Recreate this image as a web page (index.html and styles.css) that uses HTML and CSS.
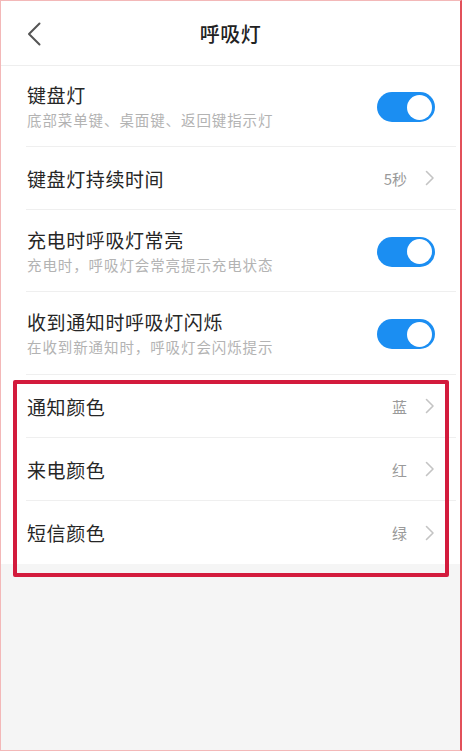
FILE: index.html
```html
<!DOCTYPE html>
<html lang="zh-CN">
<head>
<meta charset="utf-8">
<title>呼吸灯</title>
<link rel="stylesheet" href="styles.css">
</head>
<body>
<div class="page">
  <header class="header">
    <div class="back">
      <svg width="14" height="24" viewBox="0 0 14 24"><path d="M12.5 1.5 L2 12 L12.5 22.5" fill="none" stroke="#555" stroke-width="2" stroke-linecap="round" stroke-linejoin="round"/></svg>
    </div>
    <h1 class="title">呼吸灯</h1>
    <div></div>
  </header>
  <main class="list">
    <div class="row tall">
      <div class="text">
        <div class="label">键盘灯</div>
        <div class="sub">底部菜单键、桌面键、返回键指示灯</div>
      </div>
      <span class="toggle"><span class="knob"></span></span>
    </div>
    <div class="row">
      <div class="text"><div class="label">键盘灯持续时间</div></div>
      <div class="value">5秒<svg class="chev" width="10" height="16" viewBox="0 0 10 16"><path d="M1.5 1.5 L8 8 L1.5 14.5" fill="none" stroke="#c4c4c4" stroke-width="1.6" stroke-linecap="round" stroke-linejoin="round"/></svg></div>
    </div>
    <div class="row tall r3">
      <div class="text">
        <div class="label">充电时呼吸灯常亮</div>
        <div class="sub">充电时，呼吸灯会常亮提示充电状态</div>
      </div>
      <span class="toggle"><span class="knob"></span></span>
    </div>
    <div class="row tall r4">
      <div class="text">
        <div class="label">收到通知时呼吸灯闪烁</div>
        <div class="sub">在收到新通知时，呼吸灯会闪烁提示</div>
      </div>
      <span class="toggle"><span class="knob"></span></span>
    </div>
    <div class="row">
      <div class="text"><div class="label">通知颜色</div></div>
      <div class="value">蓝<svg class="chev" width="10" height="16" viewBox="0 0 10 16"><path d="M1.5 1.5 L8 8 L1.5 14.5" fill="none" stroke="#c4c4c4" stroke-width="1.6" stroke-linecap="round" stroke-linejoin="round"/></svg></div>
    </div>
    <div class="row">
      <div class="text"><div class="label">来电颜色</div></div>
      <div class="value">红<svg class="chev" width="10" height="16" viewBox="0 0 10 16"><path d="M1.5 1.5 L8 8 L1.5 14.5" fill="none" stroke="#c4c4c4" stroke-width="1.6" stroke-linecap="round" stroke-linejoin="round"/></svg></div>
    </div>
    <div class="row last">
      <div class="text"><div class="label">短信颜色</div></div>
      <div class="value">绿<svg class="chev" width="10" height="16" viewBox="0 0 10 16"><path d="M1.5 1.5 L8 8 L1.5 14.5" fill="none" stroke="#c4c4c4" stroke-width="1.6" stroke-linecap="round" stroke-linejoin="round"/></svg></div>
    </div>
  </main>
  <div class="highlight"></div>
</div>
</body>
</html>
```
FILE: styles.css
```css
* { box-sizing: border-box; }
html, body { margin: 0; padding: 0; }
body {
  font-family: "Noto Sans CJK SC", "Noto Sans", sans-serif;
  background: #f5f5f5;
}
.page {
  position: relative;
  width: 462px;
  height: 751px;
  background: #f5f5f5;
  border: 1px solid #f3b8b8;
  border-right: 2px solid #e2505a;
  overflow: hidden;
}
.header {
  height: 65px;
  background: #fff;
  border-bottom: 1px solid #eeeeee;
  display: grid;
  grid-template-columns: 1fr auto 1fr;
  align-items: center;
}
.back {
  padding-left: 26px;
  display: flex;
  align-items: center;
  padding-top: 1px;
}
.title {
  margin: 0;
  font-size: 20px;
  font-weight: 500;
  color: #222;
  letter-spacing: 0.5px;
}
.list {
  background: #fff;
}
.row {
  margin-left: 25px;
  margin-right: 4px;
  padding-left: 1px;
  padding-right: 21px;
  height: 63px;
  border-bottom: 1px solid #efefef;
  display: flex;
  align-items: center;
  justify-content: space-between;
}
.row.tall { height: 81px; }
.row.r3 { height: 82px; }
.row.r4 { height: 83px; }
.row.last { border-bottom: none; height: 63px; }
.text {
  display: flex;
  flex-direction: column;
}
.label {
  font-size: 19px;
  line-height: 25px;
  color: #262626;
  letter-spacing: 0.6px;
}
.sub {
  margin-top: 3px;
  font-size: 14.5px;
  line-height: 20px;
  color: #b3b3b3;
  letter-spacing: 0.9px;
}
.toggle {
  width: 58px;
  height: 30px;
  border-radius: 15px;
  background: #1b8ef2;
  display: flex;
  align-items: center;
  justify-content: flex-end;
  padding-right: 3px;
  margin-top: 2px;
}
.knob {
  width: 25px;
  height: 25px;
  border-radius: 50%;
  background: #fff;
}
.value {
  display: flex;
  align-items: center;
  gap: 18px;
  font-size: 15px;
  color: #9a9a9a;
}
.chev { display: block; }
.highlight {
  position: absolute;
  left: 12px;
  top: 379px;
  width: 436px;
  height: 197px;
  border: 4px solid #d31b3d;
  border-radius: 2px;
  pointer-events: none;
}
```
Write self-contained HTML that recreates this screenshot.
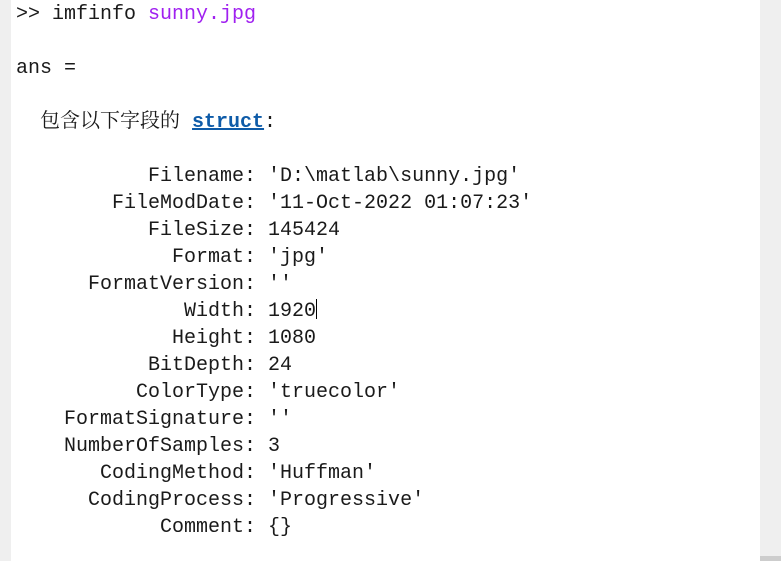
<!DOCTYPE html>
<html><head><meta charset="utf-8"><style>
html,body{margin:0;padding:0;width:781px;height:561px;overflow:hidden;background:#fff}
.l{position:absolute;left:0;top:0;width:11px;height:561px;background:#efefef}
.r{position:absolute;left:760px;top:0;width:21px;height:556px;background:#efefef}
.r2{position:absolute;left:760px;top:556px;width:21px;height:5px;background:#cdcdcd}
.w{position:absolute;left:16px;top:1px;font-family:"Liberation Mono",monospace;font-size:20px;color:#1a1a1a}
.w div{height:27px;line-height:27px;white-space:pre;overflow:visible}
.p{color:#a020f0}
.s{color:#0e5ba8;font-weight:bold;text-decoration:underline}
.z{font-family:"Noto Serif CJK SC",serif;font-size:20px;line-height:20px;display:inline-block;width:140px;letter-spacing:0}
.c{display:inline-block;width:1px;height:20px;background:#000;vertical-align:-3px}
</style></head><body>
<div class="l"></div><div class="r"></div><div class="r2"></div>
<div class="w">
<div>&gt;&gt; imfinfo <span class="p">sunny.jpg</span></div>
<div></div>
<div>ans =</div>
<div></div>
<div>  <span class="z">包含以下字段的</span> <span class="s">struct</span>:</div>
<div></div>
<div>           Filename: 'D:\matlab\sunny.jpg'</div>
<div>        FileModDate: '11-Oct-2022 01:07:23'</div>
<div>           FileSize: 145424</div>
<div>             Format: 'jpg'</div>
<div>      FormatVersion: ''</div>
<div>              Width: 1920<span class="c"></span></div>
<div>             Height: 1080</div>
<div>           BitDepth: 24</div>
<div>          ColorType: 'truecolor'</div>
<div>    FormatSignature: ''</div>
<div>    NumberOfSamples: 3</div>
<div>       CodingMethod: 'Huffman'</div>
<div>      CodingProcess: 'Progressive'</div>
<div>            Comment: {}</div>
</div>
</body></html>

...

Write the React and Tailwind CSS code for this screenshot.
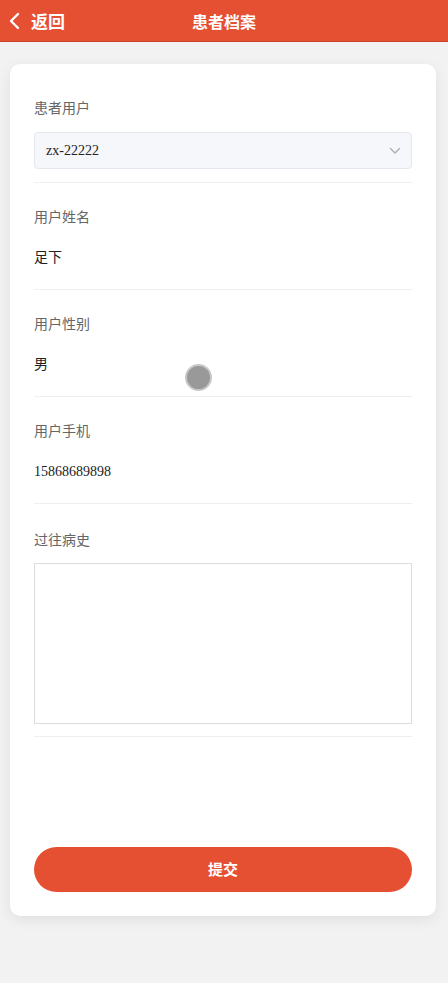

* * *

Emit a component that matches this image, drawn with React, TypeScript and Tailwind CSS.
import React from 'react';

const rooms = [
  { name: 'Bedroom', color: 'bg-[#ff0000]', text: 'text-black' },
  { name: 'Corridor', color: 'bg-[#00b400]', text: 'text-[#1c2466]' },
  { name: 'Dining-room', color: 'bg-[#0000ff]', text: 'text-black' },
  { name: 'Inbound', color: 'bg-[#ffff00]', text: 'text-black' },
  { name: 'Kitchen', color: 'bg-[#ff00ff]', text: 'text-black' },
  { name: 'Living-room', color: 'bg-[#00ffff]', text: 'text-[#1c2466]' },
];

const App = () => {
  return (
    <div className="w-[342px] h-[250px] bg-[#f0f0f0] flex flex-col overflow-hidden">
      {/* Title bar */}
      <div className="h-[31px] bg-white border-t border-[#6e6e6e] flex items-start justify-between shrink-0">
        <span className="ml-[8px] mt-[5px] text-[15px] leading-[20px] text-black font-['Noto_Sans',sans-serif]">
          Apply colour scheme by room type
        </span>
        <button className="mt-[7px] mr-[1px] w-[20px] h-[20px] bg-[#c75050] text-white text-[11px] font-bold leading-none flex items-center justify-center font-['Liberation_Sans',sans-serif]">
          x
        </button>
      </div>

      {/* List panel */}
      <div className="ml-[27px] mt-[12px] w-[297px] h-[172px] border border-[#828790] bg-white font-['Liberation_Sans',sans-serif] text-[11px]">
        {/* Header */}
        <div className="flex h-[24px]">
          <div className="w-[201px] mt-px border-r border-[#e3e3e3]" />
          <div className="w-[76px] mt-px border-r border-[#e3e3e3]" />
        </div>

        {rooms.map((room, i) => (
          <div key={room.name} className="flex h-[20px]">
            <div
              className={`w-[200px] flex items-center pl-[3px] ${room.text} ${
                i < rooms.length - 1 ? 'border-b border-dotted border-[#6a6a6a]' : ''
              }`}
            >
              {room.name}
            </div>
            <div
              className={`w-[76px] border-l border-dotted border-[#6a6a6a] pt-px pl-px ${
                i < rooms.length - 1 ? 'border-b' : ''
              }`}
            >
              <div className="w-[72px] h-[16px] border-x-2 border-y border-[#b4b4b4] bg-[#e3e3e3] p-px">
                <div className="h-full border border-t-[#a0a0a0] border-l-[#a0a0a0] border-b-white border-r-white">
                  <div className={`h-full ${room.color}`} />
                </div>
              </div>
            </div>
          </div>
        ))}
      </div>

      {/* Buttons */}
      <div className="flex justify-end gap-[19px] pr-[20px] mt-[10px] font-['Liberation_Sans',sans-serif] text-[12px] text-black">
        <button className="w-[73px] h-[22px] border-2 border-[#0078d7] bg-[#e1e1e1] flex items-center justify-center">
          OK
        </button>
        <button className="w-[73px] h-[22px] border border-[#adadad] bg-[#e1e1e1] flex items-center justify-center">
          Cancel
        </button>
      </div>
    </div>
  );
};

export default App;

OBJECTIVE. Extract, word for word, the line containing "Emit a component", the line containing "import React from 'react';", and every line between them.

ANSWER TO THIS TASK.
Emit a component that matches this image, drawn with React, TypeScript and Tailwind CSS.
import React from 'react';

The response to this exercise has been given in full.